There's no doubt rates of heartworm infection in Australia have dropped in the past 10 years. However, once confined to tropical regions, heartworm has now spread to southern regions of Australia and, as a disease that can be fatal to our four-legged friends, there is a growing need to raise awareness in pet owners, and reinforce the fact that prevention is key.

Prevention is Easy

According to a 2015 survey of 1600 Australian dog owners, as many as 64% of pet owners admitted to administering monthly heartworm prevention medication after it was due - leaving their dogs at risk of contracting heartworm. More alarmingly, while 99% of surveyed pet owners admitted knowing heartworm can be fatal to their pets, 8% did not use any prevention at all and 48% missed doses all together.

The good news is, prevention for both dogs (and cats) is easy. But before we get into that, let's take a look in more detail at heartworm.

What is heartworm?

Heartworm - or Dirofilariaimmitis - is carried and spread amongst certain species by mosquitos, in much the same way Malaria is spread by mosquitos in humans. Mosquitos bite an infected animal, ingesting microscopic heartworm larvae which are circulating in the blood of the infected animal. They develop further within the mosquito before being passed on to another host when the mosquito next bites an animal, which may be your beloved dog.

Once in its host, the heartworm matures, moving through the tissues, into the bloodstream and finally into the heart, by which time they are around 20-30cm in length. This can take around six months. At this stage, the adults will mate, producing millions of microscopic larvae, which again beging circulating the host's bloodstream.

Heartworm becomes fatal in host species (e.g. dogs, foxes), when hundreds of heartworms clog up the heart chamber and artery leading into the lungs - something that can take up to three years after initial infection.

How do I know if my dog has heartworm?

Because of the lifecycle of heartworms, it can take many years before the first symptoms appear. According to Vet Supply, heartworm is most commonly diagnosed in dogs aged between three and eight.

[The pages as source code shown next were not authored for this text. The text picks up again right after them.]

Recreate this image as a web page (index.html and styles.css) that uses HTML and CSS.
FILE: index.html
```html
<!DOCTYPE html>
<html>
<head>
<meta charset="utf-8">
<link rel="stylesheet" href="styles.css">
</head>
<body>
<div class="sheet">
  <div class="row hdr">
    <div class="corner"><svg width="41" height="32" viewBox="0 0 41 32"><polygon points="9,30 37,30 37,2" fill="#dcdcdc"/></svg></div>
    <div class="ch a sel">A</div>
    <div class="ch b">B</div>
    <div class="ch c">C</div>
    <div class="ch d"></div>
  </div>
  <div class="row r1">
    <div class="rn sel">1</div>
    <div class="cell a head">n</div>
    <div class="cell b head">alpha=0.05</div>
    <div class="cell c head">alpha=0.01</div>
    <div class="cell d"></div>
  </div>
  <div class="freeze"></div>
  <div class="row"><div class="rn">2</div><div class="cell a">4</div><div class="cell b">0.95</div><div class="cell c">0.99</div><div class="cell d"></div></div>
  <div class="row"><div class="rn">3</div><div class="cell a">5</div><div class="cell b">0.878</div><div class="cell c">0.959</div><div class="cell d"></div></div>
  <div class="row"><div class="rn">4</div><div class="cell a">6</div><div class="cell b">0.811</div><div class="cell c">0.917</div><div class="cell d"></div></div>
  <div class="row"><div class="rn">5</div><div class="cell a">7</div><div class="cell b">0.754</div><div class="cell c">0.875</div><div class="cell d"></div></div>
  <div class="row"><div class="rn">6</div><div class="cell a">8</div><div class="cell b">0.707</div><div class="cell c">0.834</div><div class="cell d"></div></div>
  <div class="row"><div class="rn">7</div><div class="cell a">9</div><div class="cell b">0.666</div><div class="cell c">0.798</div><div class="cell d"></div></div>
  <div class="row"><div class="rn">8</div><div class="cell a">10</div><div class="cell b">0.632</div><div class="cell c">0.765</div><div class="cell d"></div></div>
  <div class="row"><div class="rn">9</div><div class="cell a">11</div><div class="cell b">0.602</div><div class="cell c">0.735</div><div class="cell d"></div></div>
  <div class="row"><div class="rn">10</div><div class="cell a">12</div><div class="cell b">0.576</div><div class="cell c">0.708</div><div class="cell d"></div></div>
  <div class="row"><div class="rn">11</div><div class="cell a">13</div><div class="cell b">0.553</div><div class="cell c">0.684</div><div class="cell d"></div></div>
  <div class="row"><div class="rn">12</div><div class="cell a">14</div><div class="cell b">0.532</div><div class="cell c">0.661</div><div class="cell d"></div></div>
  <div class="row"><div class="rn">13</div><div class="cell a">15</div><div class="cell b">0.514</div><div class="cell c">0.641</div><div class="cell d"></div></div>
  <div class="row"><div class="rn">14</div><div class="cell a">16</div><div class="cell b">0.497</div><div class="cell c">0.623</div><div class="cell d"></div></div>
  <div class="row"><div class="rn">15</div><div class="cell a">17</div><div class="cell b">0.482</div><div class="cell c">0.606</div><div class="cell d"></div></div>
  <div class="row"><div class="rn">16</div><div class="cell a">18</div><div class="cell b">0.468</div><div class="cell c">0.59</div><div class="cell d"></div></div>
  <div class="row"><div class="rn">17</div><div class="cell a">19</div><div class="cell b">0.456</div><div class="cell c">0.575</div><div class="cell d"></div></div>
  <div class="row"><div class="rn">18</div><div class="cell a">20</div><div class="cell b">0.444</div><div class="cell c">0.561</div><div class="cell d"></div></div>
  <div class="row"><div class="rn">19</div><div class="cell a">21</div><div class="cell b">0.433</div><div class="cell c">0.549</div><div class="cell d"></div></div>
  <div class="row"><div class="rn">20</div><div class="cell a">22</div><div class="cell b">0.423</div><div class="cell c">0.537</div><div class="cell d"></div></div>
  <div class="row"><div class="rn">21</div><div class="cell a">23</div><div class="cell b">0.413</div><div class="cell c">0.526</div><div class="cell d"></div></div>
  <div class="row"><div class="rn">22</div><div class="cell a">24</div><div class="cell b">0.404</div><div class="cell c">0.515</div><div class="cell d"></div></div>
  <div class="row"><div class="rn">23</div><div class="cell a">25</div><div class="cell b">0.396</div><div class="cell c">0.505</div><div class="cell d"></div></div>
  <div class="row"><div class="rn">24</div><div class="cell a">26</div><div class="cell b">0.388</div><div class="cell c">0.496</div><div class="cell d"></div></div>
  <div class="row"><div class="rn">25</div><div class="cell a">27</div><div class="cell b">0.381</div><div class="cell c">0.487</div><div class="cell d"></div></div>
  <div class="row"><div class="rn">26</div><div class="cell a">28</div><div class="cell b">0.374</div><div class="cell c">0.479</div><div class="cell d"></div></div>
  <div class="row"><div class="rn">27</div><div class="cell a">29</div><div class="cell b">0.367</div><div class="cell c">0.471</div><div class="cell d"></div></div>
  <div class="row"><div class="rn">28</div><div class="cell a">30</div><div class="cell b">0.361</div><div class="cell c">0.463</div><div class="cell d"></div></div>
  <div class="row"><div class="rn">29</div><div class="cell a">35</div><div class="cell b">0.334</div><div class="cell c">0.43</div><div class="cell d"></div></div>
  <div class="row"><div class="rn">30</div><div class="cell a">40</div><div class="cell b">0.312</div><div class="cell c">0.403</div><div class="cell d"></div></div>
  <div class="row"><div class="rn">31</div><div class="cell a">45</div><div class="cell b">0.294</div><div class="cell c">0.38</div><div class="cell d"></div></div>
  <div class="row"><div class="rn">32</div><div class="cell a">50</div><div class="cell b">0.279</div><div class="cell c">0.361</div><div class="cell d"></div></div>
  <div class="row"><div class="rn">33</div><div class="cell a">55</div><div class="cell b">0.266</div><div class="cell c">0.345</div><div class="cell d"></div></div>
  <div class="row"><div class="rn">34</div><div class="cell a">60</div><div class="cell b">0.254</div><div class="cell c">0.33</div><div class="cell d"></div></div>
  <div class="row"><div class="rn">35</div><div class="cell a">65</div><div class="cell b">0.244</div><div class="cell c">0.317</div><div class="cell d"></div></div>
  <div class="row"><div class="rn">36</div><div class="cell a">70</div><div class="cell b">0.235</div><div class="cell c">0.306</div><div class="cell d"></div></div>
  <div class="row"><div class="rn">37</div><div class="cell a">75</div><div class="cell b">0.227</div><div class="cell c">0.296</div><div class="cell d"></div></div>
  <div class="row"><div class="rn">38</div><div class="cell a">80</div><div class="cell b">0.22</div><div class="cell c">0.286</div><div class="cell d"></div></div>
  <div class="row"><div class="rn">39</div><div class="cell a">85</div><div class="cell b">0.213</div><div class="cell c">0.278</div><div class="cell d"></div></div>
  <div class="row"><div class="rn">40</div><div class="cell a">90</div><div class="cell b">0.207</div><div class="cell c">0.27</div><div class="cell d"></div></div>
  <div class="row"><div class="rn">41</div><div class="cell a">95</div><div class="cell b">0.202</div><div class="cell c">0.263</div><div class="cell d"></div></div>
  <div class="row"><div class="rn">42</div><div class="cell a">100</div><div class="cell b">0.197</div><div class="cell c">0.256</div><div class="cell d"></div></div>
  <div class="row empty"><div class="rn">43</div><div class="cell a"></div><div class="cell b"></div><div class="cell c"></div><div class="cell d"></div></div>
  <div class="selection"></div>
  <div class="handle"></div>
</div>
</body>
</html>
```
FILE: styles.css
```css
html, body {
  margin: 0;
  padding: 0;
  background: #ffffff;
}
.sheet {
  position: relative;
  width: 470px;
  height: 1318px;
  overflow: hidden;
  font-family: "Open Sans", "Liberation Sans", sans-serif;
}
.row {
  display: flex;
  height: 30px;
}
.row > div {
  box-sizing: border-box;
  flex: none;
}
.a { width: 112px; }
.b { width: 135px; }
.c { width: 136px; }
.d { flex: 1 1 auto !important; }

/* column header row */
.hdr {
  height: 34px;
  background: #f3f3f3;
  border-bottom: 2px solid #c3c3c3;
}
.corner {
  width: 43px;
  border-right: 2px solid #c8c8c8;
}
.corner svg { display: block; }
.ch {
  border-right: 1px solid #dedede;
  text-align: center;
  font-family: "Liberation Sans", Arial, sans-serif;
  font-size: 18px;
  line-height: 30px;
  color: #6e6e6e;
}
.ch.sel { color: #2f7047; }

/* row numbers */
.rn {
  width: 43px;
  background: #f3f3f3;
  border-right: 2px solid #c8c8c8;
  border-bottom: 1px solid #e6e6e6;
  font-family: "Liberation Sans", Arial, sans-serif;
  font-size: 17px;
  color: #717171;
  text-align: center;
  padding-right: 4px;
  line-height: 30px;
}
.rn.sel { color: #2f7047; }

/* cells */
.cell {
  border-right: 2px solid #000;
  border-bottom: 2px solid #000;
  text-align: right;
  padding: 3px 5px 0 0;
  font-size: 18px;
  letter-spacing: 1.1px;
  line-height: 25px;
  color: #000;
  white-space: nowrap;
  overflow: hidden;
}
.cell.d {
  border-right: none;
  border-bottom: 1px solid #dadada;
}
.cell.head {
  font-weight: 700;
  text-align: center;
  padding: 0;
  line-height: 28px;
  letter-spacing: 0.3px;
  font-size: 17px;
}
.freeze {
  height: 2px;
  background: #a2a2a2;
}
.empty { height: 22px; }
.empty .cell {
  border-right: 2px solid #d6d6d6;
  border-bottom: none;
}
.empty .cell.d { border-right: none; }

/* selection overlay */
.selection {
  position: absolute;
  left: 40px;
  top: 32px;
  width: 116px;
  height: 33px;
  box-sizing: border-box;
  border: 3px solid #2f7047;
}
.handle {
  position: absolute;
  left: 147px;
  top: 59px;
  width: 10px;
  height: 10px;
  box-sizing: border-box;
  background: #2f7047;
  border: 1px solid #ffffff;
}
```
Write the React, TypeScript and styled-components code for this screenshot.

When they do start to show symptoms, tiredness and intolerance to exercise is often the first sign. During later stages, coughing, collapse, weight loss, bleeding from the nose and fluid retention can be symptoms.

It's worth noting that, while cats can be infected with heartworm, they are not a typical host as heartworm larvae don't survive to the adult stage. Sadly, this doesn't mean that heartworm isn't a significant problem for cats as infection can result in coughing, wheezing, difficulty breathing, lethargy and weight loss.

How can I prevent heartworm in my pet

If you have not been administering heartworm prevention medication to your dog, it's important to get him tested. Even if your dog is infected, your vet will be able to start treatment with chaces of survival extremely good in a dog showing little to no clinical sign of the infection.

You can choose from monthly chewable treats or spot on preparations to give to your dog, but if remembering to administer heartworm medication on a monthly basis is too much, you can now take advantage of an annual heartworm prevention injection, which can be administered alongside your pet's regular annual vaccinations. If you have just brought home a new puppy, the annual vaccination can be administered in those as young as three months, but will need to be administered again at six and 12 months of age.

Do I need to administer medication when I don't live in the tropics?

Put simply, yes. While heartworm is more prevalent in regions of North East Queensland, it has been detected in 9% of foxes in Sydney surrounds and 7% of foxes in Melbourne surrounds. This means there is a clear source of infection for city pets, and if your pet is not protected, it risks infection. Furthermore, heartworm affects up to 80% of totally unprotected dogs and 30% of dogs who have not received regular heartworm prevention.

We hope this month you will remember the impact heartworm can have on our beloved community of domestic pets, and take steps to test and prevent heartworm in your four-legged family.